The Last Dog on Earth wins EWA Network Equality and Diversity Award
EWA Network president Graziella Bildesheim presented the award to The Last Dog on Earth, directed by Nina Kopko and produced by Leticia Friedrich.
"To a project led by women, a first time director with a strong vision, a story set in a future that resonbates with our recent past. This is a black and white picture witha touch of humour, leaving space for a hopeful future.
Leticia said: "Attending When East Meets West for the first time with The Last Dog on Earth was deeply meaningful for me. Bringing a project entirely created, led and driven by women into the Co-Production Forum, and seeing it embraced by the market with three awards, including recognition for gender equality and inclusion, confirmed the strength of our vision and the relevance of building international partnerships rooted in collaboration, care and shared values. We left Trieste stronger, with allies, producers and the certainty that our cinema grows when it crosses borders and joins forces."
LOGLINE:
In the near future, Luana, a forlorn rideshare driver, is just one fare away from affording her long-planned, blissful suicide. But her last passenger is hiding something in his suitcase: a dog named Laika. And in this world, dogs are supposedto be extinct.

DIRECTOR NINA KOPKO
Nina Kopko is a director, screenwriter, acting coach, and script consultant. She was born in 1986 in a small rural town in southern Brazil. She worked in various fields before earning a degree in Film from the Federal
University of Santa Catarina. In 2011, she moved to São Paulo, where she began her professional film career.

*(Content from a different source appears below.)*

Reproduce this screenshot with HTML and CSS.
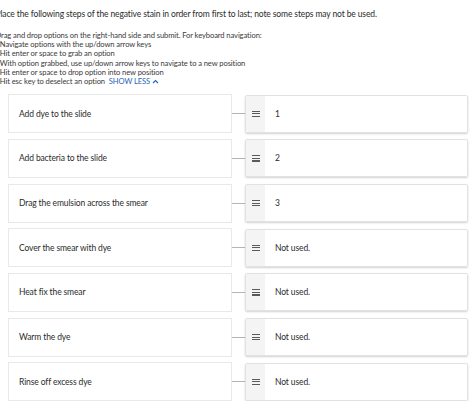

She was the assistant director on Invisible Life (dir. Karim Aïnouz, Grand Prix at Un Certain Regard, Cannes Film Festival 2019) and TheSilence of the Sky (dir. Marco Dutra, Special Jury Prize at the Gramado Film Festival 2016). She has written scripts for major Brazilian
networks and streamings such as Globo, Netflix, Paramount+.
She was the casting director for Motel Destino (Aïnouz, 2024) and conducted artistic research for I'm Still Here (dir. Walter Salles, 2024), which won the Academy Award for Best International Feature. Her directorial debut, the short Lunch Break (2021), won over 30 awards. Highlights include Best Short Film at the Havana, Brasília, Rio, Ceará, and Fribourg festivals, among others. The film also was a finalist for the Brazilian Academy Awards and was named Best Brazilian Short of 2021 by the Brazilian Film Critics Association.
In 2024, she wrote and directed two documentary series: The History of a Plant (GNT/Globoplay) and women for Independence (TV Brasil/History Channel).
Since 2018, she has been a tutor at the Cena 15 Screenwriting Lab in Fortaleza, Brazil. Among the many projects she has consulted on, highlights include White House (dir. Luciano Vidigal, 2025) and The Intrusion (dir. Flora Dias and Juruna Mallon, 2023).
Since 2016, she has studied acting techniques and directing actors, working as a casting and acting coach on various film and TV projects. She teaches workshops on directing actors and creating complex characters for screenwriting. In 2022, she took part in the screenwriting residency at Cité Internationale des Arts in Paris, supported by Projeto Paradiso. She is a member of the Screenwriting Creative Hub at Vitrine Filmes and was selected for the Berlinale Talents 2025 program at the Berlin International Film Festival.
She is currently writing her first feature film, a science fiction story titled The Last Dog on Earth, produced by Vitrine and Boulevard Filmes. She is also preparing to direct her second short film, The Ant, produced by Sobretudo Produção and Boulevard Filmes.
D I R E C T O R ’ S S T A T E M E N T
During the pandemic, I left São Paulo and unexpectedly became caregiver to an elderly dog named Belinha. At first we were distant, more respect than affection, but sharing isolation changed us. I reorganized my life around her needs, learned to care for her aging body, and found a companionship that reshaped my sense of time and priorities. When she reached seventeen and developed an incurable cancer, I chose the gentlest death I could. Belinha taught me that dying well is part of living well.
This film grows from that bond and from what she revealed about presence, care, and meaning in difficult times. That experience became Luana’s emotional path and the seed of The Last Dog on Earth. Writing it has been a way to process disconnection and loss while searching for what can still make life matter.
The story explores bonds and a flicker of tenderness in a collapsing world. Setting it in the near future is not about futurism, but about how dystopia already shapes our present. We are virtually connected yet increasingly isolated. We live in an exhausted society where empathy erodes daily.
This project resists paralysis not through hope or heroism, but through presence and companionship between two beings. The film is realistic, a drama carried by humor that softens the weight of collapse.
I did what I know how to do: I made a story. Imagining the last dog on Earth might help us see the real with new eyes. And I believe in cinema. In a fractured, over-stimulated world, sitting together in the dark is still an act of connection. Like Luana and Laika in the final image, heading into the unknown. They will not change the world, but they are together, and that means everything.